I know; it seems just plain wrong to sew a seam with the wrong sides together. But in this case, doing so will save you the trouble of having to turn the tube right side out later on. It won’t matter that the seam is on the right side of the sleeve because you’re going to hide the seam against the quilt.
6. Press this seam open
You need to preserve those earlier creases, so lay the sleeve on your ironing board, with one crease at the top, nice and flat. Notice that the bottom crease does not lie flat. Press the seam open, being very careful not to press the lower crease. You can repress the top crease as you’re pressing the seam if you want.

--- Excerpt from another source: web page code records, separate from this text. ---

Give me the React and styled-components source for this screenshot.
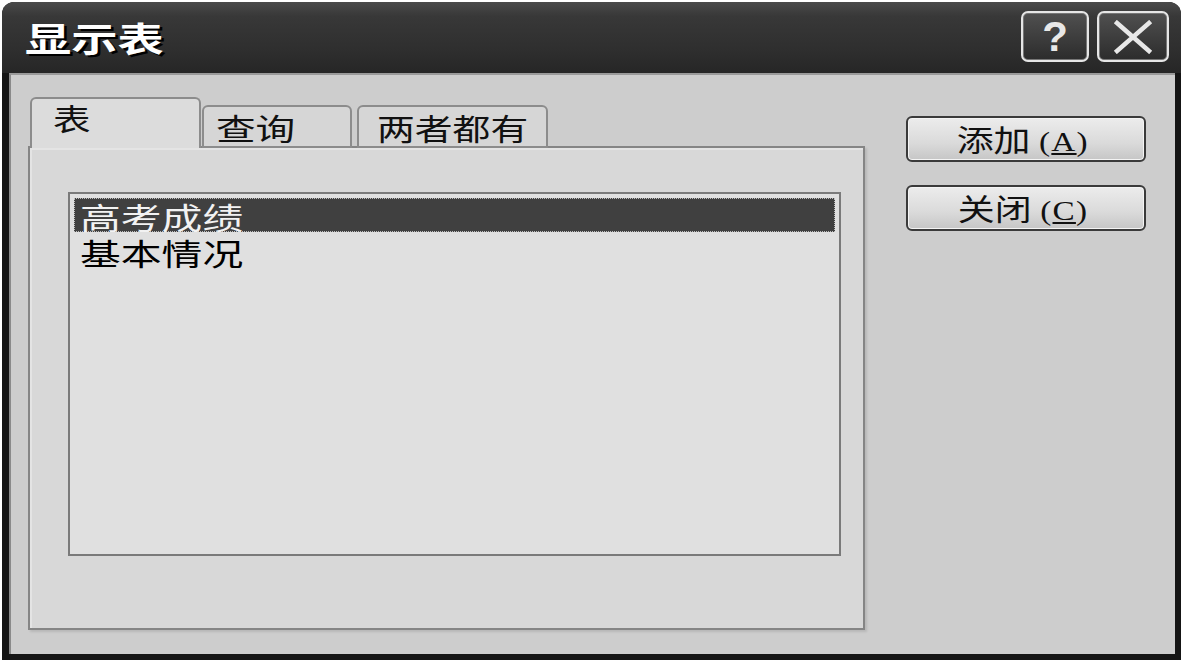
import React from "react";
import styled, { createGlobalStyle } from "styled-components";

const Global = createGlobalStyle`
  html, body { margin: 0; padding: 0; background: #ffffff; overflow: hidden; }
  body { font-family: "Noto Sans CJK SC", "Liberation Sans", sans-serif; }
`;

const Window = styled.div`
  margin: 2px 0 0 2px;
  width: 1179px;
  height: 658px;
  display: flex;
  flex-direction: column;
  background: #151515;
  border-radius: 12px 12px 0 0;
  overflow: hidden;
  box-sizing: border-box;
  padding: 0 6px 6px 7px;
`;

const TitleBar = styled.div`
  height: 71px;
  flex: none;
  display: flex;
  align-items: center;
  justify-content: space-between;
  padding: 0 12px 0 23px;
  margin: 0 -6px 0 -7px;
  background: linear-gradient(#4a4a4a 0%, #383838 20%, #2e2e2e 70%, #262626 100%);
`;

const Stretch = styled.span`
  display: inline-block;
  white-space: nowrap;
  transform: scaleX(${(p) => p.$sx});
  transform-origin: ${(p) => (p.$center ? "center" : "left")} center;
`;

const Title = styled.div`
  color: #ffffff;
  font-size: 34px;
  font-weight: 700;
  line-height: 1;
  text-shadow: 2px 2px 0 #000;
`;

const TitleButtons = styled.div`
  display: flex;
  gap: 8px;
  margin-top: -2px;
`;

const TitleButton = styled.div`
  width: ${(p) => p.$w}px;
  height: 51px;
  box-sizing: border-box;
  border: 2px solid #e6e6e6;
  border-radius: 7px;
  background: linear-gradient(#505050, #2c2c2c);
  display: flex;
  align-items: center;
  justify-content: center;
  color: #e8e8e8;
  font-family: "Liberation Sans", sans-serif;
  font-weight: 700;
  font-size: 42px;
  line-height: 1;
  box-shadow: inset 0 0 0 1px #777;
`;

const Body = styled.div`
  flex: 1;
  display: flex;
  gap: 41px;
  padding: 24px 26px 24px 17px;
  background: #cdcdcd;
  border-left: 2px solid #8a8a8a;
  border-top: 2px solid #9a9a9a;
`;

const TabArea = styled.div`
  width: 837px;
  display: flex;
  flex-direction: column;
`;

const TabStrip = styled.div`
  display: flex;
  align-items: flex-end;
  height: 49px;
  padding-left: 2px;
  position: relative;
  z-index: 1;
  margin-bottom: -2px;
`;

const Tab = styled.div`
  box-sizing: border-box;
  width: ${(p) => p.$w}px;
  height: ${(p) => (p.$active ? 51 : 43)}px;
  margin-right: ${(p) => p.$gap}px;
  padding-left: ${(p) => p.$pl}px;
  background: ${(p) => (p.$active ? "#dcdcdc" : "#d6d6d6")};
  border: 2px solid #8c8c8c;
  border-bottom: ${(p) => (p.$active ? "none" : "2px solid #8c8c8c")};
  border-radius: 6px 6px 0 0;
  font-size: 30px;
  line-height: ${(p) => (p.$active ? 36 : 40)}px;
  color: #111;
`;

const Panel = styled.div`
  flex: 1;
  box-sizing: border-box;
  background: #d8d8d8;
  border: 2px solid #858585;
  box-shadow: inset 2px 2px 0 #e4e4e4, 2px 2px 2px #b8b8b8;
  padding: 44px 22px 72px 38px;
  display: flex;
`;

const ListBox = styled.div`
  flex: 1;
  box-sizing: border-box;
  background: #e0e0e0;
  border: 2px solid #7a7a7a;
  padding: 4px 4px;
  display: flex;
  flex-direction: column;
  gap: 2px;
`;

const Row = styled.div`
  height: 34px;
  box-sizing: border-box;
  padding: 1px 0 0 5px;
  display: flex;
  align-items: center;
  font-size: 30px;
  line-height: 1;
  color: ${(p) => (p.$selected ? "#f2f2f2" : "#000")};
  background: ${(p) => (p.$selected ? "#404040" : "transparent")};
  border: 1px dotted ${(p) => (p.$selected ? "#bdbdbd" : "transparent")};
`;

const ButtonColumn = styled.div`
  display: flex;
  flex-direction: column;
  gap: 23px;
  padding-top: 17px;
`;

const Button = styled.div`
  width: 240px;
  height: 46px;
  box-sizing: border-box;
  border: 2px solid #3a3a3a;
  border-radius: 6px;
  background: linear-gradient(#ececec, #dadada 60%, #c6c6c6);
  box-shadow: inset 0 0 0 1px #f4f4f4;
  display: flex;
  align-items: center;
  justify-content: center;
  font-size: 30px;
  line-height: 1;
  color: #111;
  padding-right: 6px;
`;

const Mnemonic = styled.span`
  font-family: "Liberation Serif", serif;
  font-size: 27px;
  letter-spacing: 1px;
  margin-left: 7px;
  u { text-decoration-thickness: 2px; text-underline-offset: 2px; }
`;

export default function App() {
  return (
    <>
      <Global />
      <Window>
        <TitleBar>
          <Title>
            <Stretch $sx={1.36}>显示表</Stretch>
          </Title>
          <TitleButtons>
            <TitleButton $w={68}>?</TitleButton>
            <TitleButton $w={72}>
              <svg width="42" height="34" viewBox="0 0 42 34">
                <path d="M5 3 L37 31 M37 3 L5 31" stroke="#e8e8e8" strokeWidth="4.5" strokeLinecap="square" />
              </svg>
            </TitleButton>
          </TitleButtons>
        </TitleBar>
        <Body>
          <TabArea>
            <TabStrip>
              <Tab $active $w={171} $gap={1} $pl={21}>
                <Stretch $sx={1.25}>表</Stretch>
              </Tab>
              <Tab $w={150} $gap={5} $pl={12}>
                <Stretch $sx={1.32}>查询</Stretch>
              </Tab>
              <Tab $w={191} $gap={0} $pl={18}>
                <Stretch $sx={1.26}>两者都有</Stretch>
              </Tab>
            </TabStrip>
            <Panel>
              <ListBox>
                <Row $selected>
                  <Stretch $sx={1.36}>高考成绩</Stretch>
                </Row>
                <Row>
                  <Stretch $sx={1.36}>基本情况</Stretch>
                </Row>
              </ListBox>
            </Panel>
          </TabArea>
          <ButtonColumn>
            <Button>
              <Stretch $sx={1.23} $center>
                添加<Mnemonic>(<u>A</u>)</Mnemonic>
              </Stretch>
            </Button>
            <Button>
              <Stretch $sx={1.23} $center>
                关闭<Mnemonic>(<u>C</u>)</Mnemonic>
              </Stretch>
            </Button>
          </ButtonColumn>
        </Body>
      </Window>
    </>
  );
}
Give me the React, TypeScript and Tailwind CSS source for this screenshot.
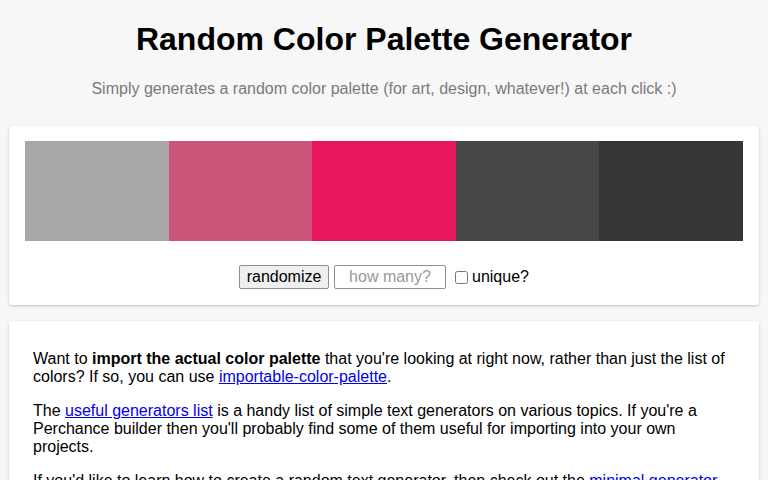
const colors = ["#a8a8a8", "#cc5479", "#e8175d", "#474747", "#363636"];

export default function App() {
  return (
    <div
      className="min-h-screen bg-[#f7f7f7] pb-10 text-black"
      style={{ fontFamily: '"Liberation Sans", Arial, sans-serif' }}
    >
      <h1 className="pt-[21px] text-center text-[32px] leading-[37px] font-bold">
        Random Color Palette Generator
      </h1>
      <p className="mt-[22px] text-center text-base leading-[18px] text-[#7a7a7a]">
        Simply generates a random color palette (for art, design, whatever!) at each click :)
      </p>

      {/* palette card */}
      <div className="mx-[9px] mt-[28px] rounded-[3px] bg-white px-4 pt-[15px] pb-4 shadow-[0_1px_3px_rgba(0,0,0,0.22)]">
        <div className="flex h-[100px]">
          {colors.map((c) => (
            <div key={c} className="flex-1" style={{ backgroundColor: c }} />
          ))}
        </div>
        <div className="mt-6 flex items-center justify-center text-base">
          <button
            type="button"
            className="h-6 w-[90px] rounded-[2px] border border-[#8f8f8f] bg-[#efefef] leading-none"
          >
            randomize
          </button>
          <input
            className="ml-[5px] h-6 w-[112px] rounded-[2px] border border-[#8f8f8f] bg-white px-1 text-center text-base outline-none placeholder:text-[#999]"
            placeholder="how many?"
          />
          <input type="checkbox" className="ml-[9px] h-[13px] w-[13px]" />
          <label className="ml-1">unique?</label>
        </div>
      </div>

      {/* info card */}
      <div className="mx-[9px] mt-4 rounded-[3px] bg-white px-6 pt-[29px] pb-6 text-base leading-[18px] shadow-[0_1px_3px_rgba(0,0,0,0.22)]">
        <p>
          Want to <b>import the actual color palette</b> that you're looking at right now, rather
          than just the list of colors? If so, you can use{" "}
          <a href="#" className="text-[#0000ee] underline">
            importable-color-palette
          </a>
          .
        </p>
        <p className="mt-4">
          The{" "}
          <a href="#" className="text-[#0000ee] underline">
            useful generators list
          </a>{" "}
          is a handy list of simple text generators on various topics. If you're a Perchance
          builder then you'll probably find some of them useful for importing into your own
          projects.
        </p>
        <p className="mt-4">
          If you'd like to learn how to create a random text generator, then check out the{" "}
          <a href="#" className="text-[#0000ee] underline">
            minimal generator
          </a>{" "}
          and the tutorial.
        </p>
      </div>
    </div>
  );
}
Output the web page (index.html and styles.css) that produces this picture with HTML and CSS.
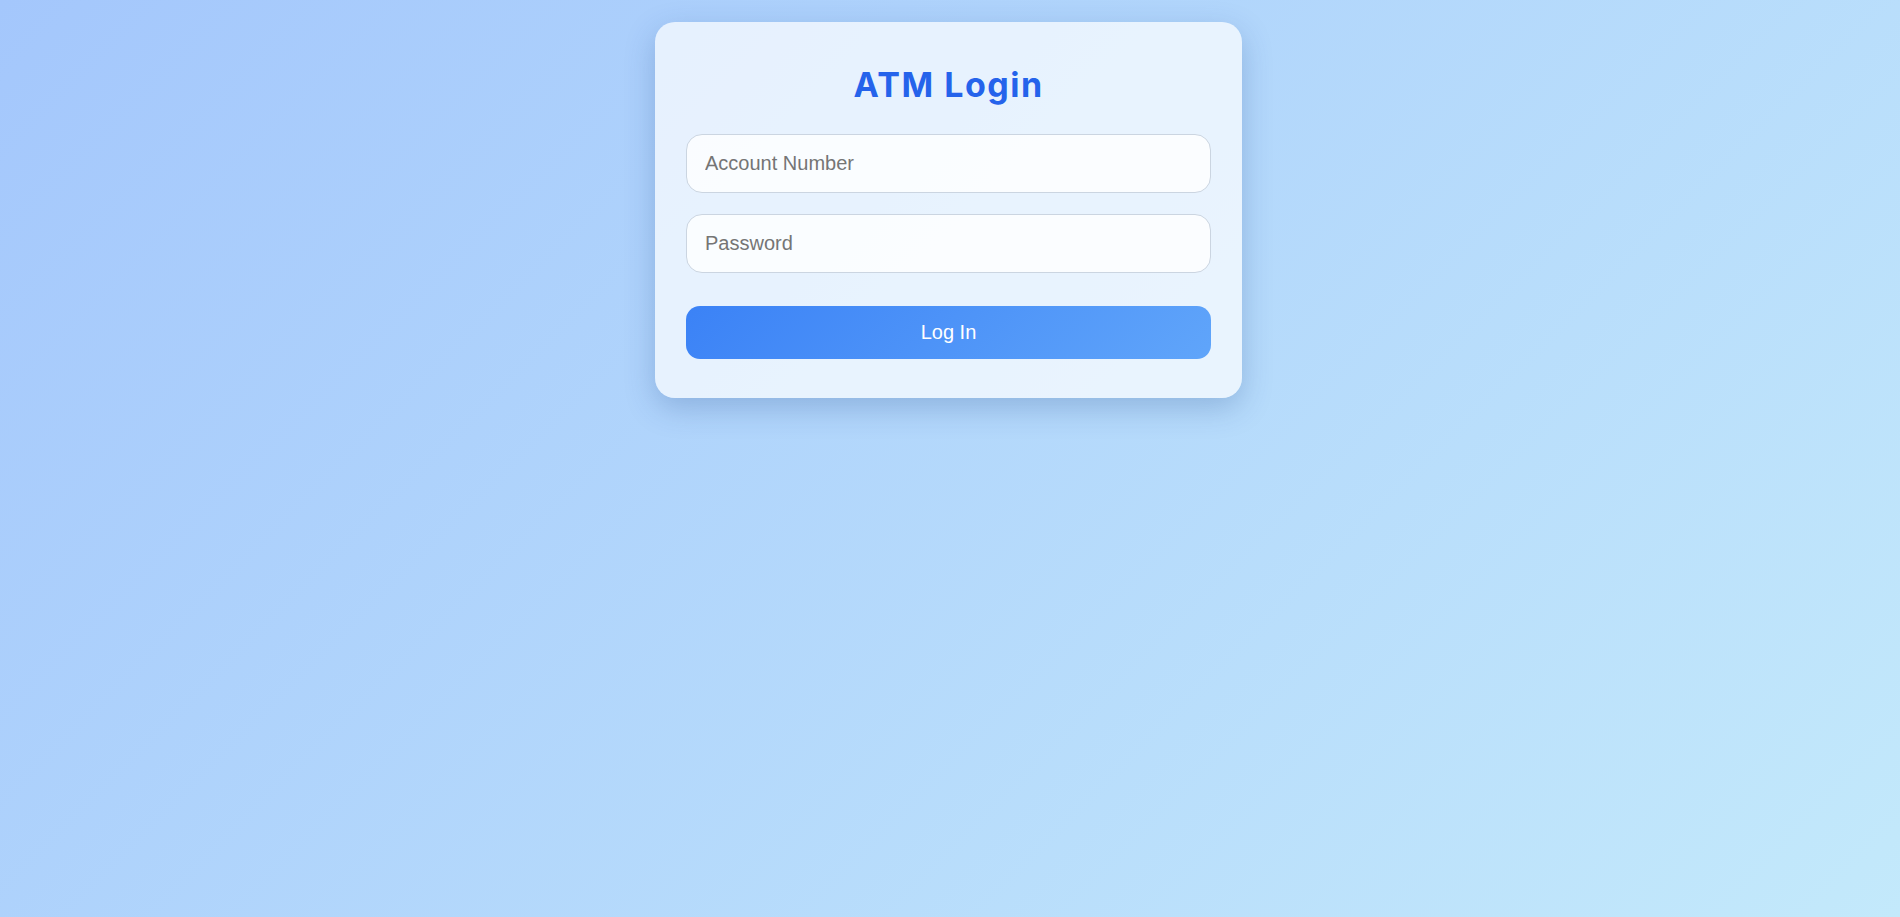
FILE: index.html
```html
<!DOCTYPE html>
<html lang="en">
<head>
<meta charset="utf-8">
<title>ATM Login</title>
<link rel="stylesheet" href="styles.css">
</head>
<body>
<main class="page">
  <form class="card" onsubmit="return false;">
    <h1 class="title">ATM Login</h1>
    <input class="field" type="text" placeholder="Account Number">
    <input class="field field-gap" type="password" placeholder="Password">
    <button class="btn" type="submit">Log In</button>
  </form>
</main>
</body>
</html>
```
FILE: styles.css
```css
html, body {
  margin: 0;
  height: 100%;
}
body {
  background: linear-gradient(135deg, #a4c7fc 0%, #c3e9fb 100%);
  font-family: "Liberation Sans", Arial, sans-serif;
}
.page {
  display: flex;
  justify-content: center;
  padding-top: 22px;
  padding-right: 3px;
}
.card {
  width: 587px;
  box-sizing: border-box;
  padding: 43px 31px 39px;
  background: rgba(255, 255, 255, 0.7);
  border-radius: 20px;
  box-shadow: 0 10px 30px rgba(30, 70, 140, 0.25);
  display: flex;
  flex-direction: column;
}
.title {
  margin: 0 0 29px;
  text-align: center;
  font-family: Inter, "Noto Sans", sans-serif;
  font-weight: 700;
  font-size: 34px;
  line-height: 40px;
  letter-spacing: 1.5px;
  color: #2563eb;
}
.field {
  height: 59px;
  box-sizing: border-box;
  padding: 0 18px;
  border: 1px solid #cbd5e1;
  border-radius: 16px;
  background: rgba(255, 255, 255, 0.8);
  font-family: "Liberation Sans", Arial, sans-serif;
  font-size: 20px;
  color: #1f2937;
  outline: none;
}
.field::placeholder {
  color: #757575;
}
.field-gap {
  margin-top: 21px;
}
.btn {
  margin-top: 33px;
  height: 53px;
  border: none;
  border-radius: 14px;
  background: linear-gradient(135deg, #3b82f6 0%, #60a5fa 100%);
  color: #ffffff;
  font-family: "Liberation Sans", Arial, sans-serif;
  font-size: 20px;
  cursor: pointer;
}
```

7. Lay the sleeve flat on a table, so that both creases are flat and the seam is underneath.
See how the sleeve looks like the letter D? This extra space will make your quilt hang straight after a rod is inserted in the sleeve. You’ll sew the sleeve to your quilt where these creases are. That way, this D space is preserved, and there will be room for the hanging rod later on.
Sewing the sleeve to a quilt that’s already bound
Follow these steps to attach the sleeve to a quilt that’s already quilted and bound.
8. Pin the sleeve at the crease, 1/2” from the top of your quilt
Pin the bottom of the sleeve as well, taking care to retain the D shape.
9. Hand-sew the top and bottom of the sleeve to the quilt
Sew the top edge, then the bottom edge. Use a matching thread--I've sewn this sleeve using a contrasting thread so you can see the stitching.
You can use slightly larger stitches if the sleeve is a temporary one, but remember that the entire weight of your quilt will be held by this sleeve, so you do not want it to rip away from the quilt. I normally use the blind (applique) stitch to attach the sleeve.
10. Sew down the ends of the sleeve
Hand-sew the side ends of the sleeve to the quilt so the hanging rod doesn’t get caught up at the edges when the rod is inserted. This makes it easier to run a rod quickly through the sleeve and not along the back of your quilt!
Sewing a sleeve to a quilt before it’s bound
Follow these steps to attach a sleeve to a quilt that has been quilted but not yet bound.
8. Pin the top edge of the sleeve at the crease to the top edge of your quilt.
9. Using a 1/8” seam, sew the sleeve to the top of the quilt.
This seam will be covered later by your binding.
10. Pin the bottom of the sleeve to the quilt, being careful to retain the D shape.
11. Hand-sew the bottom of the sleeve to the quilt.
I normally use the blind (applique) stitch to attach the sleeve. Use a matching thread--I've sewn this sleeve using a contrasting thread so you can see the stitching.
12. Sew down the ends of the sleeve
Hand-sew the ends of the sleeve to the quilt so the hanging rod won’t slide along the back of your quilt and not into the sleeve when it’s inserted.